There are several key considerations you should make before purchasing new recruiting technology. If you missed the article on which key considerations to make before you make a purchase, check it out.

Here are key considerations before purchasing a recruiting tool:

  • How has your current recruiting technology performed?
  • Does the tool integrate with your existing technology?
  • Is the tool easy to use, and what training will it require?
  • Will the tool require maintenance over time?
  • Will you be asked to pay for unnecessary features?
  • Is the technology optimized for mobile use?
  • What does the tool cost and what’s the estimated ROI?
  • What happens if you want to stop using the tool?

Overall, the most important consideration is to make sure all of the solutions in your tech stack can be integrated, work well together, and complement each other.

Furthermore, don’t forget to check out to what extent the solutions are customizable and will do justice to your employer brand.

Look for relevant examples

Another important thing you should do before making any purchases is to look for relevant examples and case studies. Consult with fellow recruiters who have experience with the technology in question to learn from their experience and ensure you find a platform that checks all your boxes.

By learning more about how companies with similar needs or issues as yours used a certain solution and what results it brought, you can better determine which systems are a good fit for you—as well as which ones might not be.

While researching review sites, case studies, forums, and comments, you might find a detail or red flag that sends you in a completely different direction.

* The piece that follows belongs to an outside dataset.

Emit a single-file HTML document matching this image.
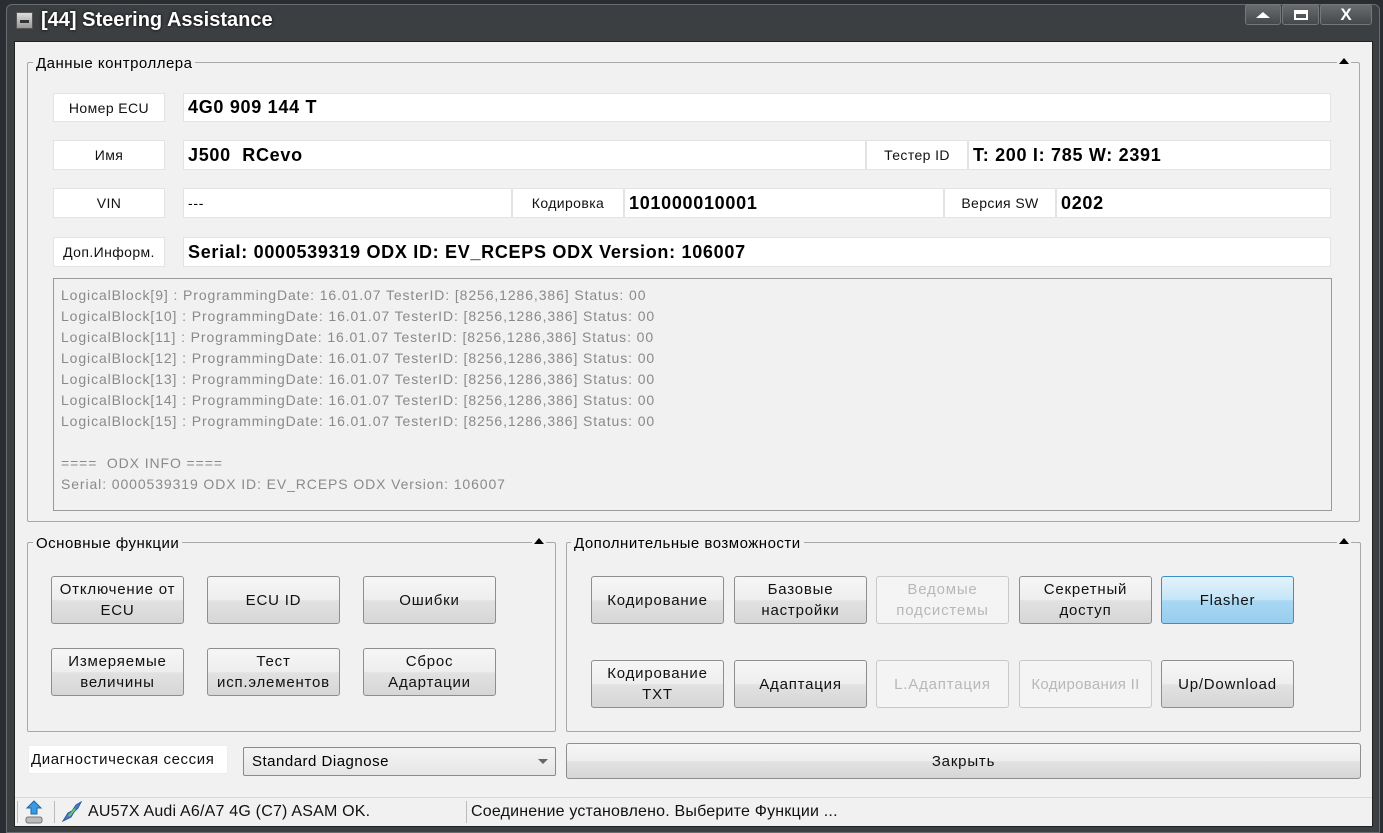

Ask the vendor you’re considering for a case study that relates to the similar challenge you’re trying to tackle or describes how a business similar to yours used the solution to get a more accurate idea about the capabilities of the technology.

Start using the technology

Once you implement the new technology, you should start using it and keep experimenting as you learn to work with the tool. Also, continue to look for ways to improve your recruitment tech stack—you might find that there are holes in the stack you’ve built.

As you use the technology and begin to recognize these gaps, think of how your stack can be adapted to close them.

What needs do you have that aren’t being met? What processes are inefficient? Where are your recruiting efforts falling short? By answering these questions, you’ll be able to identify key features that you’re lacking in your recruitment tech stack and make adjustments accordingly.

Consider future needs

An important thing to keep in mind is that the needs of your company might change over time. Even if you’re completely satisfied with the technology you’re using, there may come a time when you decide it’s no longer making the cut. Should that happen, that’s when you should start rethinking the solutions you’re currently using and investing in new technology to transform the way your company finds, recruits, and engages job candidates.

With that said, transitioning from the old system to a new technology solution can either be a smooth and simple process, or a complete and total headache. That’s why it’s so important to avoid unnecessary difficulties by talking with vendors about an exit strategy before making a purchase.

A final thought

Today’s recruiting technology market enables you to build a recruitment tech stack according to your unique needs and challenges. Don’t hesitate to start the quest of building or improving yours as soon as possible!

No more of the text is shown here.